‘People Who Eat Darkness’, a Counter-Investigation into a Disappearance

After a young English woman vanished in Tokyo, Richard Lloyd Parry questioned the official version of events and began his own inquiry.

24.02.2022

WordsClémence Leleu

© FSG Originals

In the heart of summer 2000, Lucie Blackman, a young English woman who had not long arrived in Tokyo, disappeared without a trace. Having got into debt, she had been working in a hostess bar in the Roppongi district. Her parents launched a huge campaign to raise awareness to try to find their daughter, but their efforts were in vain.
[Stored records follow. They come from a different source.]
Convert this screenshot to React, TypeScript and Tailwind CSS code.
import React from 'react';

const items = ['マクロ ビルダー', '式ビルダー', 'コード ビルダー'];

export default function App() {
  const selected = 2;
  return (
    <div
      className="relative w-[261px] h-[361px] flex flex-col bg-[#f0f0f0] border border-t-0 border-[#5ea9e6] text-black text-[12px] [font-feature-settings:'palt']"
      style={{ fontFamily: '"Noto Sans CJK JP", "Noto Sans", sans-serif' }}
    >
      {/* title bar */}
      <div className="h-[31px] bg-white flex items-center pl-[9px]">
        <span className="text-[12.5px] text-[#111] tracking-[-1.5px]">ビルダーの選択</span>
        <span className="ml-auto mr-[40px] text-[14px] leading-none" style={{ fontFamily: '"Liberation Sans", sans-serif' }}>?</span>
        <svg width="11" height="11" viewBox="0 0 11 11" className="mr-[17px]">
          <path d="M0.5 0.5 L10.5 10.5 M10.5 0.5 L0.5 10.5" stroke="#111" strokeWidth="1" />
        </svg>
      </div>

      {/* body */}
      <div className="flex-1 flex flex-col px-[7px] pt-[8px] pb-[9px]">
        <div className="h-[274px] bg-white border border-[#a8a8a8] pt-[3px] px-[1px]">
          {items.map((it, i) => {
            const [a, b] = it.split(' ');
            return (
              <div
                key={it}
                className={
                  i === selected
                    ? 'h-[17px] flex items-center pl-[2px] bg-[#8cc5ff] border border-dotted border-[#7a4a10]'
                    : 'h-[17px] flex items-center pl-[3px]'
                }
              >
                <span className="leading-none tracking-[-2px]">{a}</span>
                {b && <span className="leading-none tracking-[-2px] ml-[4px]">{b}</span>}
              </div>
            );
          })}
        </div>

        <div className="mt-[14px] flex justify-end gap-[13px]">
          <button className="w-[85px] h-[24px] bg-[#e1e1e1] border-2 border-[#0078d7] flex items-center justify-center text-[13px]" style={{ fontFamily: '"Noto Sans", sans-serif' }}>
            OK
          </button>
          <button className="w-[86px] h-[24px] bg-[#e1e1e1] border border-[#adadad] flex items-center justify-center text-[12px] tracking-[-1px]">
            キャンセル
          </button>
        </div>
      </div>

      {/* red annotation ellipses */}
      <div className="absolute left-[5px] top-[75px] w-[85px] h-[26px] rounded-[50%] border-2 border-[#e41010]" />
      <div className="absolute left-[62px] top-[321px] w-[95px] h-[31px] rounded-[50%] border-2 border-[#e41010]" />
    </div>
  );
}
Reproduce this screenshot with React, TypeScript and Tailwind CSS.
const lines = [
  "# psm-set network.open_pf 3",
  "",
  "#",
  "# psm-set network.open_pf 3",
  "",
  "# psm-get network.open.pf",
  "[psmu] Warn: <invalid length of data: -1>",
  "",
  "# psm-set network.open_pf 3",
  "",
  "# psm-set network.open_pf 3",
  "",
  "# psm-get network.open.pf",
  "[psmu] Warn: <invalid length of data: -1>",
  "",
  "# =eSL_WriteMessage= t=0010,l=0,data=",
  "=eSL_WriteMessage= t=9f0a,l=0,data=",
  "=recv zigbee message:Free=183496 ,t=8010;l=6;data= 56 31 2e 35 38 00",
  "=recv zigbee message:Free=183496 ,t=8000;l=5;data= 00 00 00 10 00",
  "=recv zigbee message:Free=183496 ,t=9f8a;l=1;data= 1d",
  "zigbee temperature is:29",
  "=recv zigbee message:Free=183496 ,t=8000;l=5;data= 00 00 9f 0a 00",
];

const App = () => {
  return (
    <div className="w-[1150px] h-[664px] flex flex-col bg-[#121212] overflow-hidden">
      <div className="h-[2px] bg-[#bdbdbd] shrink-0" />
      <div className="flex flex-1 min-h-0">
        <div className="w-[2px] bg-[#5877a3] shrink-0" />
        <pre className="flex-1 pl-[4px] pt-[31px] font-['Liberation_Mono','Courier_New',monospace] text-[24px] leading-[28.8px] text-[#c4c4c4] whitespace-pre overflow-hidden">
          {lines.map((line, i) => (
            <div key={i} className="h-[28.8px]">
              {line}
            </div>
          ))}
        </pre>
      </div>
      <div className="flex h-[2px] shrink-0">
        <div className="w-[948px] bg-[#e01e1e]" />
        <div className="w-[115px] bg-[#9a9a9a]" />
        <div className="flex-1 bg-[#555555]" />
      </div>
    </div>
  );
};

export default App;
‘To lose someone in a shopping centre is one thing, but to lose someone in a different continent —you don’t know where to start. You know no one there; it’s a completely different culture. It was the worst place in the world for that to happen’, writes Richard Lloyd Parry, writer and Asia Editor of the Times of London, based in the Japanese capital, in his book People Who Eat Darkness. 

 

Immersed in the abysses of Tokyo

The investigation conducted by the Japanese authorities was universally regarded as slapdash, leaving members of the young woman’s family staring into the abysses of incomprehension. This is precisely what motivated Richard Lloyd Parry to start writing this counter-investigation People Who Eat Darkness, in which, after speaking to the Blackman family and some of Lucie’s friends, the journalist found his way into the darker side of the Japanese capital.

He wandered around the Roppongi district, known for its many hostess bars that often employ young women in unstable situations, frequently illegal immigrants, and tried to understand the workings of the Japanese sex industry, the limits of criminal justice… The journalist was threatened regularly, and also spied on and sued. 

People Who Eat Darkness reveals the darker face of Japan but also of certain protagonists, even civil parties. This counter-investigation could be read like a crime novel if only it was not based on true events. 

 

People Who Eat Darkness (2020), a book by Richard Lloyd Parry published by FSG Originals.